**What you should do**
Filter the entries and keep only the lines where the string "styles" appears.

**Provided records**
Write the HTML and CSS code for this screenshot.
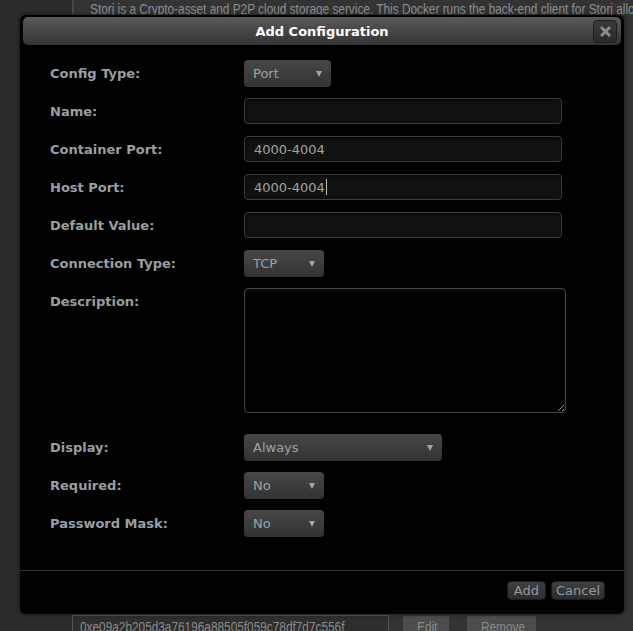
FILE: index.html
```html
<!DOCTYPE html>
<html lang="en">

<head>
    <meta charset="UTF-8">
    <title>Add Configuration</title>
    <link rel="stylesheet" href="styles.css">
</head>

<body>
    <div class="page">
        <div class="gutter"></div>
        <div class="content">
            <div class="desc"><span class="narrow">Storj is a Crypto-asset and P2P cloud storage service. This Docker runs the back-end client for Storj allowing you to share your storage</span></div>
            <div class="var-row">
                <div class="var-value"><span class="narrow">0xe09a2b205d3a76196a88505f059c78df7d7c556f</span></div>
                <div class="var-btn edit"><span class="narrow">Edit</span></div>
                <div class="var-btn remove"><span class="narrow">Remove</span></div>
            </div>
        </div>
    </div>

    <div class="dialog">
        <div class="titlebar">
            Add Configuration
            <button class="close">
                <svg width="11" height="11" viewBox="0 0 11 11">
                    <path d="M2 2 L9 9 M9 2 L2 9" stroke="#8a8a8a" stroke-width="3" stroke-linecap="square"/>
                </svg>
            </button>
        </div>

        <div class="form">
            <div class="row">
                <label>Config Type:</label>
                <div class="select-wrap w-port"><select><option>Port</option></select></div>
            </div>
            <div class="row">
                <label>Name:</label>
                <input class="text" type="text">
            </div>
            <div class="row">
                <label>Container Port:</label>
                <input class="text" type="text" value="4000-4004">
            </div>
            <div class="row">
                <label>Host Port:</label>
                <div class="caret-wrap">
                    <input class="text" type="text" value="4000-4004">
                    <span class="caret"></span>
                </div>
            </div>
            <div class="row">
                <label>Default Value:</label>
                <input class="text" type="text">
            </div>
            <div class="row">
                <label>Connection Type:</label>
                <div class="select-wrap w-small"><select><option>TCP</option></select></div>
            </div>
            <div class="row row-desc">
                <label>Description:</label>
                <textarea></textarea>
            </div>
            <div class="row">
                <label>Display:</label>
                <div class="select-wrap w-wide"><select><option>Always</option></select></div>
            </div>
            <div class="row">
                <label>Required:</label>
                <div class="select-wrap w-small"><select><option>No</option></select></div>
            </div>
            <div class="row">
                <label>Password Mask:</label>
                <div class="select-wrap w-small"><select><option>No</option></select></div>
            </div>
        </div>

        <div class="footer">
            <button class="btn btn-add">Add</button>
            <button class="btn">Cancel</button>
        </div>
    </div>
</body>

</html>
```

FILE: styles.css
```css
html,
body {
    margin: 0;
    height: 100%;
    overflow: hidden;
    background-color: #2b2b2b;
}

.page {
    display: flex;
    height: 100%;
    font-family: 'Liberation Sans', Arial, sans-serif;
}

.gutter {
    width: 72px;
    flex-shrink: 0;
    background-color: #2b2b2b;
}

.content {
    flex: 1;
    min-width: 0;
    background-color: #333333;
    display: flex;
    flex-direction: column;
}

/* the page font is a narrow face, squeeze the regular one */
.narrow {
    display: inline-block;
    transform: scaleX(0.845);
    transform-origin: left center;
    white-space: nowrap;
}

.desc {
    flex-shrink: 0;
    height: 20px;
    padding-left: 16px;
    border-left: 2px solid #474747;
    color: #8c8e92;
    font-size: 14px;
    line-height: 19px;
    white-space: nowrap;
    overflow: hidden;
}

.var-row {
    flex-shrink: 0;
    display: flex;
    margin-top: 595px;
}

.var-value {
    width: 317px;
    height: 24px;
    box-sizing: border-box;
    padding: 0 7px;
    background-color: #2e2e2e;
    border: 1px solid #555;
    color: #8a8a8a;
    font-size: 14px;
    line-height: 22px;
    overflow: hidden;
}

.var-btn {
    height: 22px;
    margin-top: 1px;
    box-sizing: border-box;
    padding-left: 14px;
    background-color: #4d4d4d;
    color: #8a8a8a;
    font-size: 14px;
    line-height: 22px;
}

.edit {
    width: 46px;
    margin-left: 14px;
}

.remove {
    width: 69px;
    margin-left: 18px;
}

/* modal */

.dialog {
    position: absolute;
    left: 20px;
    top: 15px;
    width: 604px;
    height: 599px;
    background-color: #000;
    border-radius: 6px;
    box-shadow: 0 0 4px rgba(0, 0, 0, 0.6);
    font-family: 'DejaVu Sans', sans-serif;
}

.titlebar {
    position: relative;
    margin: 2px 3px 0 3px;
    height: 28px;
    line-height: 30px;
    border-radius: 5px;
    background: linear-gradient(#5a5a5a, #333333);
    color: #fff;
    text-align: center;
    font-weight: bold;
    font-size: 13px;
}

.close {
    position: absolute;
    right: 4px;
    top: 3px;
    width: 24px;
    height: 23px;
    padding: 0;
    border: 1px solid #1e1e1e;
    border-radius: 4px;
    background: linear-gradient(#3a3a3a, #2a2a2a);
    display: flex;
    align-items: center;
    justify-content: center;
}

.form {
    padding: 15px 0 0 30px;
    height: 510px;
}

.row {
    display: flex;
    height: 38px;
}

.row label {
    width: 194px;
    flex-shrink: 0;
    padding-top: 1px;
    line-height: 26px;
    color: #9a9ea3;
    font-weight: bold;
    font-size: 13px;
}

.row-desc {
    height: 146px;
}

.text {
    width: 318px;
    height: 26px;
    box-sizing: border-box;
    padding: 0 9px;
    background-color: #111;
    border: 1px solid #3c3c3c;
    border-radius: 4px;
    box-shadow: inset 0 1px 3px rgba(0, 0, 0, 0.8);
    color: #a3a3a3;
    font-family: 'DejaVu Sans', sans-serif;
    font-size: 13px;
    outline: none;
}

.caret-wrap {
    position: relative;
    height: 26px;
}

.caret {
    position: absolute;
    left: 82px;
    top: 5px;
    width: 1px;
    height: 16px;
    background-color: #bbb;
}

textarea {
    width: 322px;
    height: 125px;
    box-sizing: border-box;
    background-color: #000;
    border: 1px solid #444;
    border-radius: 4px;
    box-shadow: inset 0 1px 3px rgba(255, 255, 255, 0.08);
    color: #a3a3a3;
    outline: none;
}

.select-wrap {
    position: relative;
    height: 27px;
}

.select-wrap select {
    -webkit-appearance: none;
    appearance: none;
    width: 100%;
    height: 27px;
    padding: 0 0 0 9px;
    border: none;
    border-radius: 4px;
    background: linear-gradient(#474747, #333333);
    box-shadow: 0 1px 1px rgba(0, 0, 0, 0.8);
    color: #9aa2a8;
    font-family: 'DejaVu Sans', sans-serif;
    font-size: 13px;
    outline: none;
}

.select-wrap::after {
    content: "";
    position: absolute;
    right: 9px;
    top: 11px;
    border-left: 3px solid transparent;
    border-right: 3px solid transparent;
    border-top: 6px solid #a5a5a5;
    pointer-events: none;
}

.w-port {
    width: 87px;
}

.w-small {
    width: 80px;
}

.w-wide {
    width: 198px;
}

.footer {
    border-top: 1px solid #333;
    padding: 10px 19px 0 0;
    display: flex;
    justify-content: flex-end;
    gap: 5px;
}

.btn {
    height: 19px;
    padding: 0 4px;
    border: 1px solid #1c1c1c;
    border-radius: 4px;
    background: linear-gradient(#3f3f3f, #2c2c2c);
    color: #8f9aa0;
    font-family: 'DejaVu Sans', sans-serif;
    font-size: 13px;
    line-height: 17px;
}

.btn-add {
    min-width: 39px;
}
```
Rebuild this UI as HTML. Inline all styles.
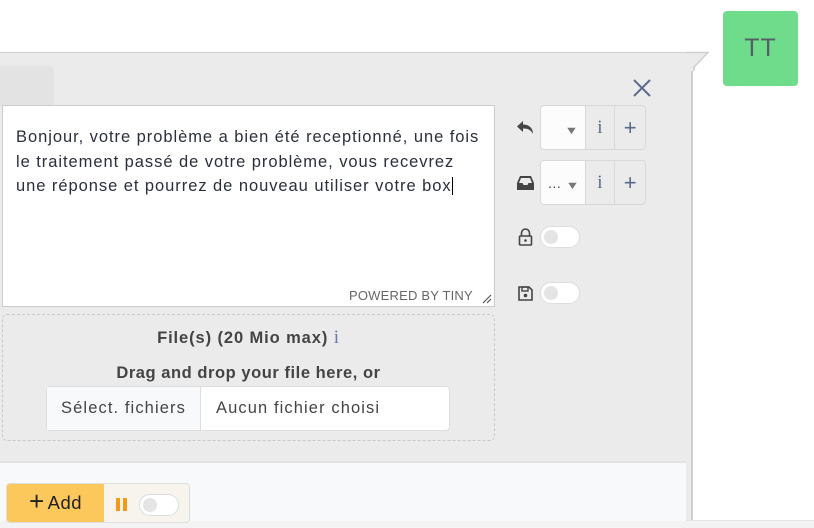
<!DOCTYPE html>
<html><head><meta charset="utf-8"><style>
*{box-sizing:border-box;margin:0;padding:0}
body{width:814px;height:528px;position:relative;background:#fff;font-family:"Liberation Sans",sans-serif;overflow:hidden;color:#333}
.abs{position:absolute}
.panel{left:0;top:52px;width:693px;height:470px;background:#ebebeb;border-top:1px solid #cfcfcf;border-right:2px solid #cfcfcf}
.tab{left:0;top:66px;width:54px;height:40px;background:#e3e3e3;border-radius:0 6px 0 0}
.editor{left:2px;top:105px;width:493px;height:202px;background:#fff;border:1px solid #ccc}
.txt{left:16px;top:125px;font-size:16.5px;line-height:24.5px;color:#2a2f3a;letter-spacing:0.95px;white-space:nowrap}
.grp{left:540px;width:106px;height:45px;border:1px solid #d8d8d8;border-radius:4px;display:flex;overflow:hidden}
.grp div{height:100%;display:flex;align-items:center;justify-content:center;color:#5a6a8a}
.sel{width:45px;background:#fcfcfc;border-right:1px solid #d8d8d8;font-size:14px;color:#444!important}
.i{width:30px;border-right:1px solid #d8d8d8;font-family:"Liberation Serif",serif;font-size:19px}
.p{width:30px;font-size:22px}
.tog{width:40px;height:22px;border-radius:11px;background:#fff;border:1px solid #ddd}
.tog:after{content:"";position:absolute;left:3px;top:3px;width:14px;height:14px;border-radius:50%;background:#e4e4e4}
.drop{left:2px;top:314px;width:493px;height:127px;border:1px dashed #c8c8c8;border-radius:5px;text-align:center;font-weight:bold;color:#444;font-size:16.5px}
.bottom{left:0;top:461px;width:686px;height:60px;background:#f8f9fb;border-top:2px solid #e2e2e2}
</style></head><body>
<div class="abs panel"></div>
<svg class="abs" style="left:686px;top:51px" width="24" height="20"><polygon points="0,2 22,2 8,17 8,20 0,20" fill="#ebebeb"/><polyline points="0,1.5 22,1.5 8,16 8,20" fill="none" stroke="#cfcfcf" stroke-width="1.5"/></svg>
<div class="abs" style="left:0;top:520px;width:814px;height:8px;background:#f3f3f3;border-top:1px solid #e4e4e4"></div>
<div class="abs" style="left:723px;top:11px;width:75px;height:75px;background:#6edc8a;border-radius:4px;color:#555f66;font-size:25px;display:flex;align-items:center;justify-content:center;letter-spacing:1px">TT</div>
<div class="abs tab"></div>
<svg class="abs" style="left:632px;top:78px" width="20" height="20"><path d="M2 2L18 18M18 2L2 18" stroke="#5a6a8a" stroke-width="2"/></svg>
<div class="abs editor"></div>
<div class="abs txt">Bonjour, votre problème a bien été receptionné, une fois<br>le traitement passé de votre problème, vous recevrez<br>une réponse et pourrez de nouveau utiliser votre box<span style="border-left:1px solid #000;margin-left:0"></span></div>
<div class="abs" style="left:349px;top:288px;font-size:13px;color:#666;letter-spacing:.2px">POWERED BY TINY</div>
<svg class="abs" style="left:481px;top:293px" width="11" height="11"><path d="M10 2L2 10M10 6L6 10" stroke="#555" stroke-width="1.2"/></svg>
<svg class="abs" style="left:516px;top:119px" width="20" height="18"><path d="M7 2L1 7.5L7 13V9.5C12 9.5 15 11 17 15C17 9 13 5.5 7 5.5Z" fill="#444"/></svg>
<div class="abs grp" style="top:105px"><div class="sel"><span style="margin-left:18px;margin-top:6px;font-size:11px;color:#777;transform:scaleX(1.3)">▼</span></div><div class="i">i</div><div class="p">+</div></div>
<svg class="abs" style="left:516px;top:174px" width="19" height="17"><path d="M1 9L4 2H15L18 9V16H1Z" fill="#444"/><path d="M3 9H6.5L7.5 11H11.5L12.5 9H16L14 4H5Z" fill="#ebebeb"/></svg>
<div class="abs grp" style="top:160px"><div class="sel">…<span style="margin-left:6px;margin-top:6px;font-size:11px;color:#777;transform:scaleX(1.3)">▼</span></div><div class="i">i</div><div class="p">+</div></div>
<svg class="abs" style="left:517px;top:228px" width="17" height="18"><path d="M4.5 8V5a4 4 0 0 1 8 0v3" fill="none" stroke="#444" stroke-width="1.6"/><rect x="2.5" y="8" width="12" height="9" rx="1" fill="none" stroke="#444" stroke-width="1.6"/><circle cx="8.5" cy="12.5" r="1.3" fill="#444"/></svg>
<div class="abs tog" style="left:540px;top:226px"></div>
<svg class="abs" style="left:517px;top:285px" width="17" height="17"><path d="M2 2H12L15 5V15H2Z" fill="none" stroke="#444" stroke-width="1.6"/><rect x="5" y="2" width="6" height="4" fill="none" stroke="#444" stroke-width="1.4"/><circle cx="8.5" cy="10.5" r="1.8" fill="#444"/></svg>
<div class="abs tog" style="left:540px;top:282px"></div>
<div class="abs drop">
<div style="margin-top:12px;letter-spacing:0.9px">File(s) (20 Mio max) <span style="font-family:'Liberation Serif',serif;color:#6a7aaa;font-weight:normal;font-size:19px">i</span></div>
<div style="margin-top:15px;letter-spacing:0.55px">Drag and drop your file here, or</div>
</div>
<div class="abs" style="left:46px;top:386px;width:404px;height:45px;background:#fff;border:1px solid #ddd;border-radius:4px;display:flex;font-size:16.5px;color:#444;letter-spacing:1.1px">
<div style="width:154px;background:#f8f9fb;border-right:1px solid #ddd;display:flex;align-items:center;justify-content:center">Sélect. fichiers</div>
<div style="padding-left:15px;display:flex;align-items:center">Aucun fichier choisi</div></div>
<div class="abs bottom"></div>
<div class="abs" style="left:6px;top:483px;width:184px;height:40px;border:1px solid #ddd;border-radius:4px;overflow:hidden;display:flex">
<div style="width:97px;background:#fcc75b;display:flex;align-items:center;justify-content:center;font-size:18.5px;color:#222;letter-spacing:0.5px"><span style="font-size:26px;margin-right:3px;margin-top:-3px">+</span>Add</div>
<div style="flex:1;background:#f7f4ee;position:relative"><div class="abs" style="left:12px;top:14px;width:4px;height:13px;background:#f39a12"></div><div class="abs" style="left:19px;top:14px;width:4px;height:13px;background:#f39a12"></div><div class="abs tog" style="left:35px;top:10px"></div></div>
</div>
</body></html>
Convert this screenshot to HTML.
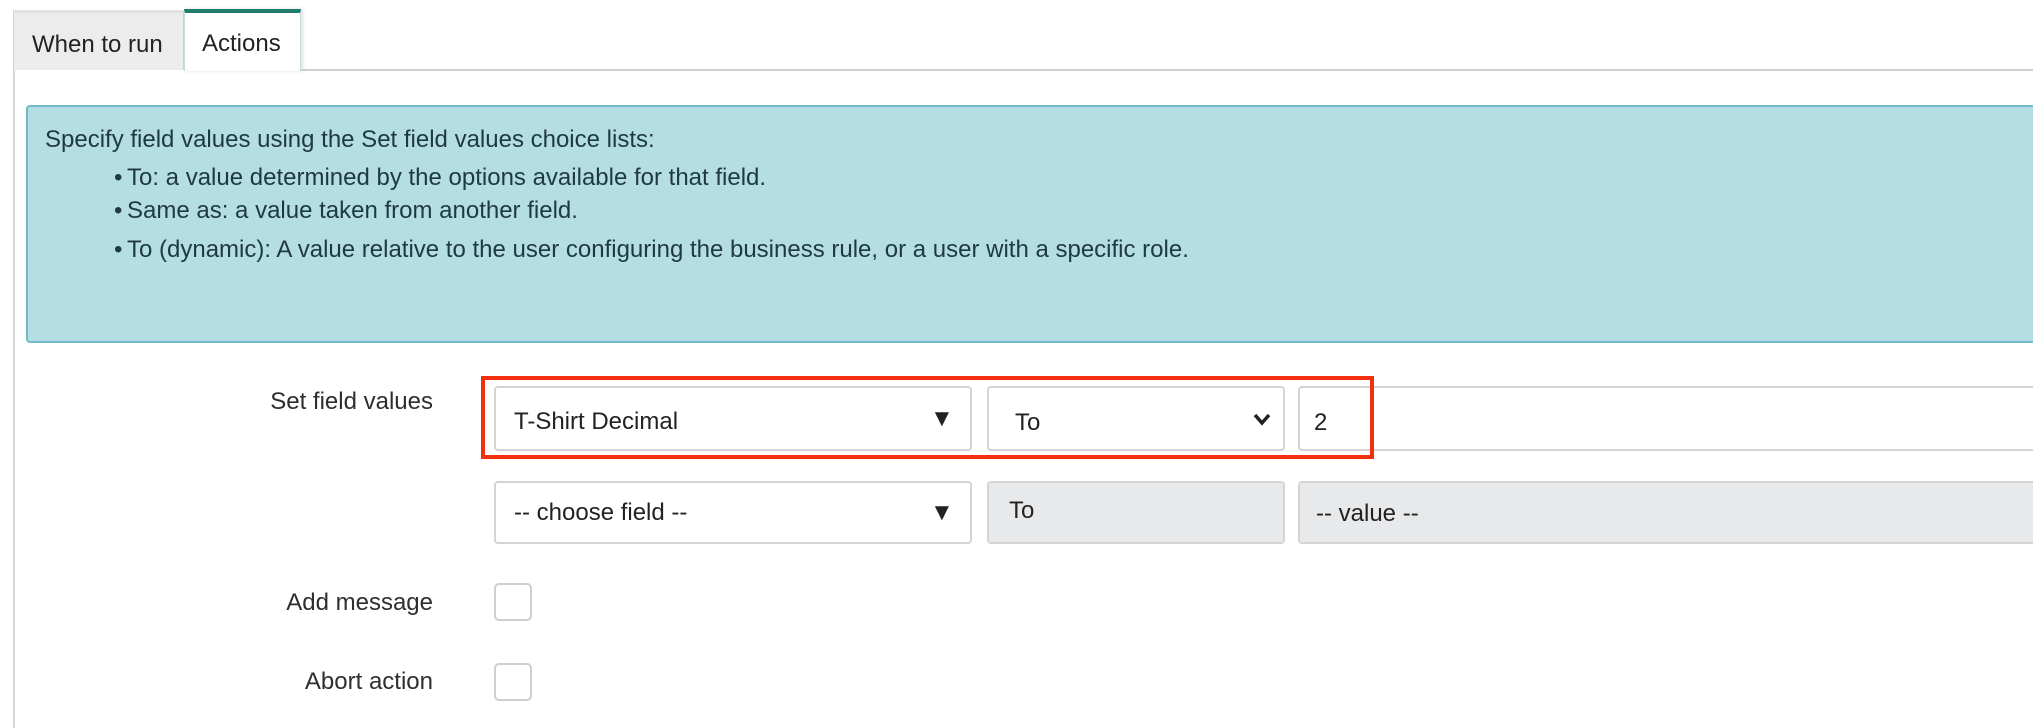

**Exercise result**
    <link rel="stylesheet" href="styles.css">
FILE: styles.css
Rebuild this UI as HTML. Inline all styles.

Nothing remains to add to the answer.